Typically Best for: Tenants with identical data models and dashboard requirements

The first type of architecture for OEM deployments utilizes shared Sisense servers for multiple tenants, and shared data models and dashboards. Segregation between tenants is achieved by using row-based data security within Live Data or the ElastiCubes. All of the customer data resides in a shared data model, but each of the tenants gets access only to their own data.

This methodology makes it easy to maintain system assets, and handle changes that occur during the life-cycle of the asset. Modifying the data model schema is done only once in the shared data model for all users. Changing the shared dashboards is also done once for all users.

This methodology is well suited for customers providing a service based on identical data sources and reports. For example, a customer analyzing shopping statistics for tenants on a shared shopping portal will take data for all of the customers from the shopping portal analytics data using each tenant's credentials. But all of the data has the same exact structure, so the generated dashboards are common analytics of this data.

This methodology provides good utilization of server resources, and ensures that asset maintenance remains easy.

The server is shared by multiple tenants, so they are also sharing resources. High resource usage by one of the tenants (for example, generating multiple reports or heavy builds that require a lot of CPU) could affect other tenants.

Option 2: Dedicated Data Models and Dashboards per Tenant

Advantages: Low hardware costs for small number of tenants, complete isolation and security (no shared assets)

Disadvantages: High hardware and operational costs for large number of tenants, more complicated asset change management, tenant resource usage may affect other tenants

Typically Best for: Tenants who require customized data models

This architecture for OEM deployments uses shared Sisense servers for multiple tenants, together with providing dedicated data models and dashboards for each tenant. In this deployment, multiple tenants use the same server. Typically, the OEM has default data models and dashboards, and creates a dedicated copy of them for each of the tenants. The data models and dashboards can be identical copies for each of the tenants, or customized per tenant. The OEM uses access control for data models and dashboards to ensure each of the tenants only has access to their own data. Typically a user group is created for each of the tenants. All of the tenant's users are assigned to the same group. The relevant data models and dashboards are shared with the tenants group. In this way, the asset access control layer ensures that users of each tenant only has access to their own data.

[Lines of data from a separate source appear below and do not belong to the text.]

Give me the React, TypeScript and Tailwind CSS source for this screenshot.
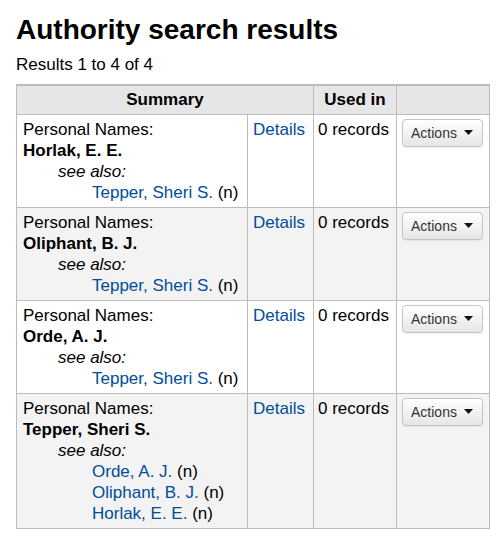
import React from "react";

type Row = {
  name: string;
  seeAlso: string[];
};

const rows: Row[] = [
  { name: "Horlak, E. E.", seeAlso: ["Tepper, Sheri S."] },
  { name: "Oliphant, B. J.", seeAlso: ["Tepper, Sheri S."] },
  { name: "Orde, A. J.", seeAlso: ["Tepper, Sheri S."] },
  { name: "Tepper, Sheri S.", seeAlso: ["Orde, A. J.", "Oliphant, B. J.", "Horlak, E. E."] },
];

function ActionsButton() {
  return (
    <button className="flex h-[28px] w-[81px] items-center gap-[7px] rounded-[4px] border border-[#c4c4c4] bg-gradient-to-b from-white to-[#e6e6e6] pl-[8px] text-[14px] leading-none text-[#333] shadow-[0_1px_1px_rgba(0,0,0,0.06)]">
      Actions
      <svg width="9" height="5" viewBox="0 0 9 5">
        <path d="M0 0h9L4.5 5z" fill="#111" />
      </svg>
    </button>
  );
}

export default function App() {
  return (
    <div className="min-h-[541px] bg-white px-4 pt-[13px] font-['Liberation_Sans',Arial,sans-serif] text-black">
      <h1 className="text-[28px] font-bold leading-[34px]">Authority search results</h1>
      <p className="mt-[7px] text-[17px] leading-[21px]">Results 1 to 4 of 4</p>

      <table className="mt-[9px] w-[473px] table-fixed border-collapse border border-t-2 border-[#bcbcbc] text-[17px] leading-[21px]">
        <colgroup>
          <col className="w-[231px]" />
          <col className="w-[66px]" />
          <col className="w-[83px]" />
          <col className="w-[93px]" />
        </colgroup>
        <thead>
          <tr className="h-[29px] bg-[#e6e6e6]">
            <th colSpan={2} className="border border-[#bcbcbc] px-[5px] py-[3px] text-center font-bold">
              Summary
            </th>
            <th className="border border-[#bcbcbc] px-[5px] py-[3px] text-center font-bold">Used in</th>
            <th className="border border-[#bcbcbc]"></th>
          </tr>
        </thead>
        <tbody>
          {rows.map((r, i) => (
            <tr key={r.name} className={i % 2 === 1 ? "bg-[#f3f3f3]" : "bg-white"}>
              <td className="border border-[#bcbcbc] pl-[6px] pr-[5px] py-[4px] align-top">
                <div>Personal Names:</div>
                <div className="font-bold">{r.name}</div>
                <div className="pl-[35px] italic">see also:</div>
                {r.seeAlso.map((s) => (
                  <div key={s} className="pl-[69px]">
                    <a className="text-[#004d99]">{s}</a> (n)
                  </div>
                ))}
              </td>
              <td className="border border-[#bcbcbc] px-[5px] py-[4px] align-top">
                <a className="text-[#004d99]">Details</a>
              </td>
              <td className="border border-[#bcbcbc] px-[4px] py-[4px] align-top">0 records</td>
              <td className="border border-[#bcbcbc] px-[5px] py-[4px] align-top">
                <ActionsButton />
              </td>
            </tr>
          ))}
        </tbody>
      </table>
    </div>
  );
}
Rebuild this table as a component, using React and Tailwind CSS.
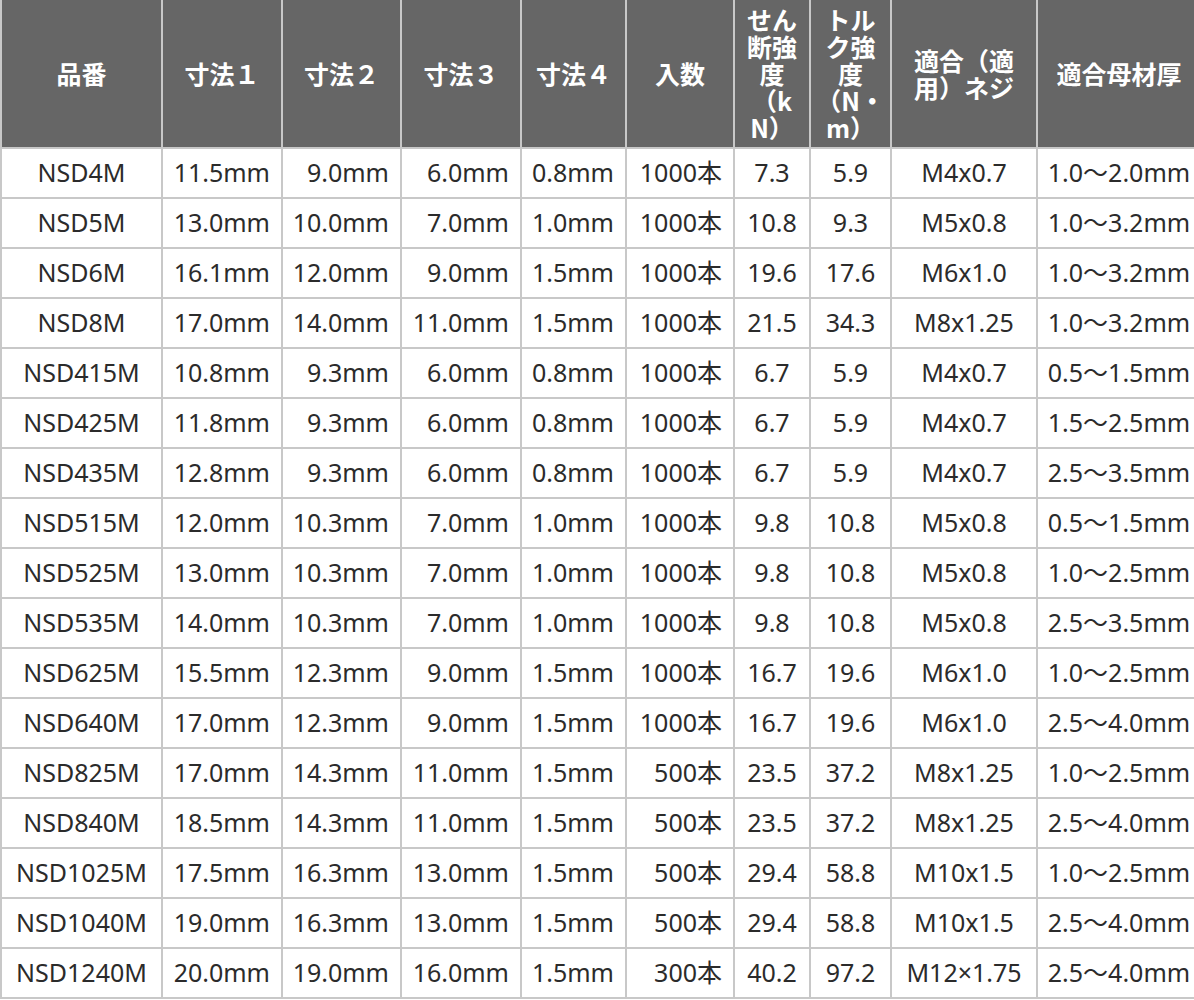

This methodology is well suited for customers whose data sources aren't identical. It allows for customizing the data import process so that the data preparation and ETL processes can handle the specific customers data structure, and transform it to the desired target structure. This methodology is also well suited for tenants who have different reporting needs. While the tenant is initially provisioned with default data models and default dashboards, customizations can be made per tenant, without affecting other tenants. It is easier to accommodate the specific needs and requirements of each tenant.

In this use case, the OEM needs to manage multiple copies of data models and dashboards. Making a change to a data model schema or to dashboards needs to be replicated across all of the tenants. When there are many tenants, the cost of making changes to assets is high.

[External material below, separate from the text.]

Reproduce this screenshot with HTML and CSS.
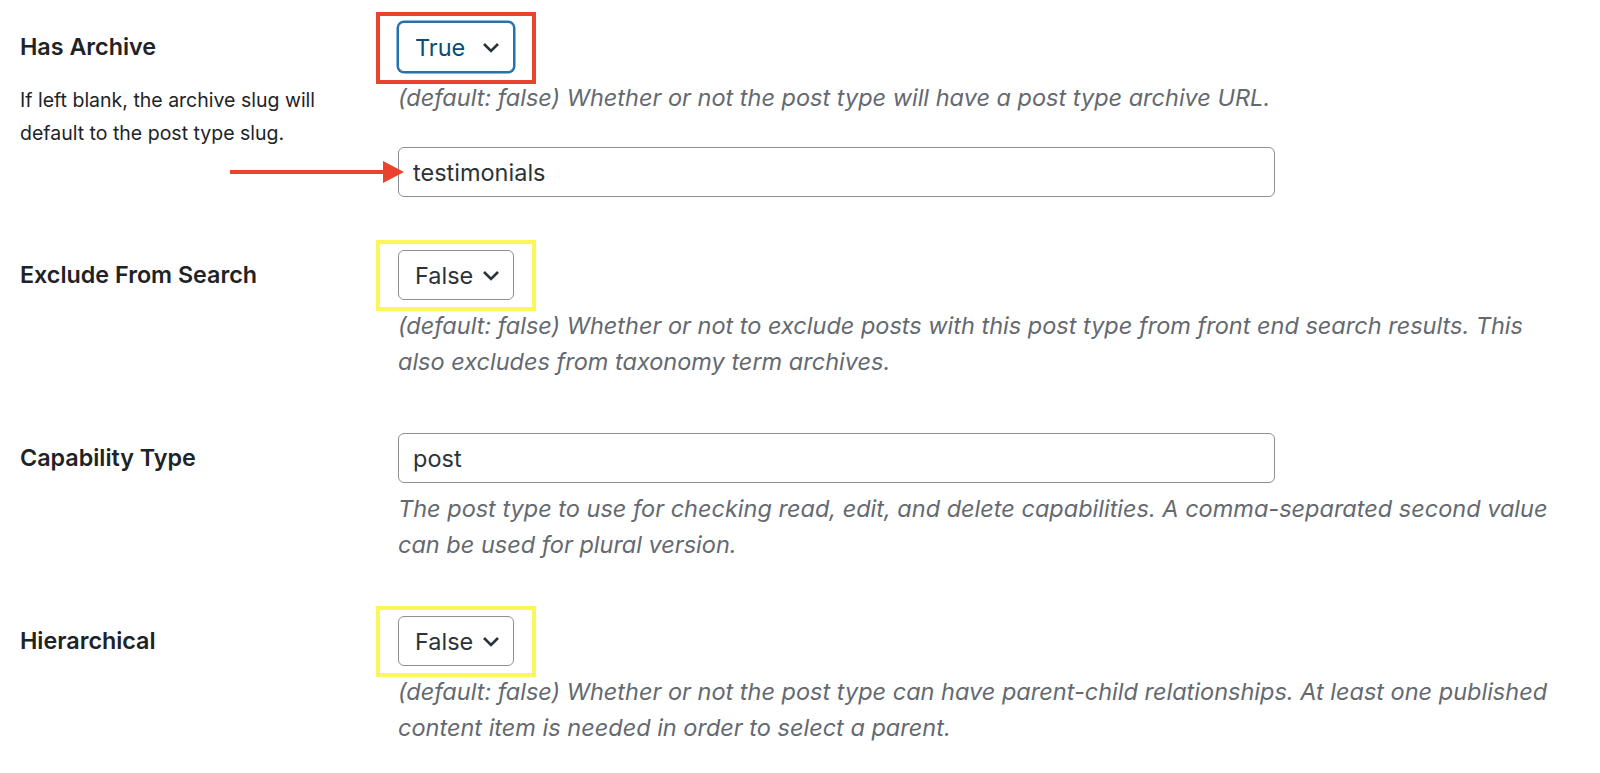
FILE: index.html
```html
<!DOCTYPE html>
<html lang="en">

<head>
  <meta charset="UTF-8">
  <meta name="viewport" content="width=device-width, initial-scale=1.0">
  <title>Edit Post Type</title>
  <link rel="stylesheet" href="styles.css">
</head>

<body>
  <div class="form-table">

    <div class="row">
      <div class="th">
        <label for="has_archive">Has Archive</label>
        <p class="th-desc">If left blank, the archive slug will default to the post type slug.</p>
      </div>
      <div class="td">
        <span class="mark mark-red">
          <span class="select focused" id="has_archive">
            <span>True</span>
            <svg class="chevron" width="18" height="11" viewBox="0 0 18 11"><path d="M2 2 L9 9 L16 2" /></svg>
          </span>
        </span>
        <p class="description">(default: false) Whether or not the post type will have a post type archive URL.</p>
        <div class="input-wrap">
          <svg class="arrow" width="174" height="22" viewBox="0 0 174 22">
            <rect x="0" y="9" width="156" height="4" />
            <polygon points="153,0 174,11 153,22" />
          </svg>
          <input class="text-input" type="text" value="testimonials">
        </div>
      </div>
    </div>

    <div class="row">
      <div class="th">
        <label for="exclude_from_search">Exclude From Search</label>
      </div>
      <div class="td">
        <span class="mark mark-yellow">
          <span class="select" id="exclude_from_search">
            <span>False</span>
            <svg class="chevron" width="18" height="11" viewBox="0 0 18 11"><path d="M2 2 L9 9 L16 2" /></svg>
          </span>
        </span>
        <p class="description">(default: false) Whether or not to exclude posts with this post type from front end search results. This also excludes from taxonomy term archives.</p>
      </div>
    </div>

    <div class="row">
      <div class="th">
        <label for="capability_type">Capability Type</label>
      </div>
      <div class="td">
        <input class="text-input" id="capability_type" type="text" value="post">
        <p class="description">The post type to use for checking read, edit, and delete capabilities. A comma-separated second value can be used for plural version.</p>
      </div>
    </div>

    <div class="row">
      <div class="th">
        <label for="hierarchical">Hierarchical</label>
      </div>
      <div class="td">
        <span class="mark mark-yellow">
          <span class="select" id="hierarchical">
            <span>False</span>
            <svg class="chevron" width="18" height="11" viewBox="0 0 18 11"><path d="M2 2 L9 9 L16 2" /></svg>
          </span>
        </span>
        <p class="description">(default: false) Whether or not the post type can have parent-child relationships. At least one published content item is needed in order to select a parent.</p>
      </div>
    </div>

  </div>
</body>
</html>
```

FILE: styles.css
```css
body {
  margin: 0;
  padding-top: 22px;
  background: #fff;
  color: #1d2327;
  font-family: Inter, "Liberation Sans", sans-serif;
}

.row {
  display: grid;
  grid-template-columns: 378px 1fr;
  padding: 0 0 53px 20px;
}

.th label {
  display: block;
  font-size: 23.3px;
  font-weight: 600;
  line-height: 50px;
  color: #1d2327;
}

.th-desc {
  width: 330px;
  margin: 12px 0 0;
  font-size: 19.5px;
  line-height: 33px;
  color: #1d2327;
}

.td {
  display: flex;
  flex-direction: column;
  align-items: flex-start;
}

.mark {
  display: inline-block;
  margin: -10px -22px -12px;
  padding: 6px 18px 8px;
  border: 4px solid;
}

.mark-red {
  border-color: #e9432e;
}

.mark-yellow {
  margin: -10px -22px -11px;
  padding: 6px 18px 7px;
  border-color: #fcf65b;
}

.select {
  box-sizing: border-box;
  width: 116px;
  height: 50px;
  padding: 0 13px 0 16px;
  display: flex;
  align-items: center;
  justify-content: space-between;
  border: 1.5px solid #8c8f94;
  border-radius: 6px;
  font-size: 23.5px;
  color: #2c3338;
  background: #fff;
}

.select.focused {
  border-color: #2271b1;
  box-shadow: 0 0 0 1.5px #2271b1;
  color: #0a4b78;
}

.chevron path {
  fill: none;
  stroke: #2c3338;
  stroke-width: 2.6;
}

.description {
  max-width: 1160px;
  margin: 8px 0 0;
  font-size: 23.5px;
  font-style: italic;
  line-height: 36px;
  color: #646970;
}

.input-wrap {
  position: relative;
  margin-top: 31px;
}

.text-input {
  box-sizing: border-box;
  display: block;
  width: 877px;
  height: 50px;
  margin: 0;
  padding: 0 14px;
  border: 1.5px solid #8c8f94;
  border-radius: 6px;
  font-family: inherit;
  font-size: 23.5px;
  color: #2c3338;
  background: #fff;
}

.arrow {
  position: absolute;
  left: -168px;
  top: 14px;
  fill: #e9432e;
}
```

This methodology provides better utilization of the server, and can reduce the cost of ownership as multiple tenants are sharing the same server. But as with the previous option, shared servers means that multiple tenants are also sharing server resources. The behavior of one tenant may affect other tenants using the server.

With this solution, you need to consider how the system scales to support your future needs, to support additional tenants. For example, there are limitations to the number of ElastiCube s that can be deployed on a single machine. Although initially you enjoy shared server resources, as you add more tenants, you might have to provision additional servers, increasing the hardware costs of this solution.

Option 3: Dedicated ElastiCubes per Client and Shared Dashboards

Advantages: Low hardware costs for small number of tenants, isolation of data between tenants, minimized dashboard maintenance overheads, high resource utilization

Disadvantages: High hardware costs for large number of tenants, tenant resource usage may affect other tenants

Typically Best for: Tenants whose data needs to be kept separate from each other for security needs, or due to data pipeline processes in place that cannot be changed while the data models and KPI requirements for each tenant are exactly alike.

In a slight variation to the second architecture, if each tenant's data models have similar structure and each tenant has similar KPI needs, you can reduce the overload of maintaining dashboard repetitions by keeping the data models separate, but share the dashboards among tenants. This way you do not have to maintain multiple sets of the same dashboard for many different customers in addition to a large quantity of different data models. This architecture for OEM deployments uses shared Sisense servers, a separate data model per customer, and the same dashboards for multiple tenants. The OEM uses access control for data models to ensure each of the tenants only has access to their own data. Typically, a user group is created for each of the tenants. All of the tenant's users are assigned to the same group. The dashboards are shared with everyone. Based on the logged-in user, the Dynamic ElastiCube Plugin will switch the dashboard to query from the relevant underlying data model. In this way, users of each tenant only get access to their own data.

This methodology is well suited for customers whose data sources are identical but security or other constraints require the data models to be separate.
In this use case, the OEM only needs to manage one copy of the dashboards. Making a change to a dashboard is instantly replicated across all of the tenants. When there are many tenants, the overhead of making changes to dashboards is low. While you still have to maintain copies of the data models for each tenant, the Sisense APIs can be used to automate the deployment of new tenant data models.

This methodology provides better utilization of the server, and can reduce the cost of ownership because multiple tenants share the same server. But, as with the previous option, shared servers means that multiple tenants are also sharing server resources. The behavior of one tenant may affect other tenants using the server.

With this solution, you need to consider how the system scales to support your future needs, to support additional tenants. For example, there are limitations to the number of ElastiCube s that can be deployed on a single machine. While initially you enjoy shared server resources, as you add more tenants, you might have to provision additional servers, increasing the hardware costs of this solution.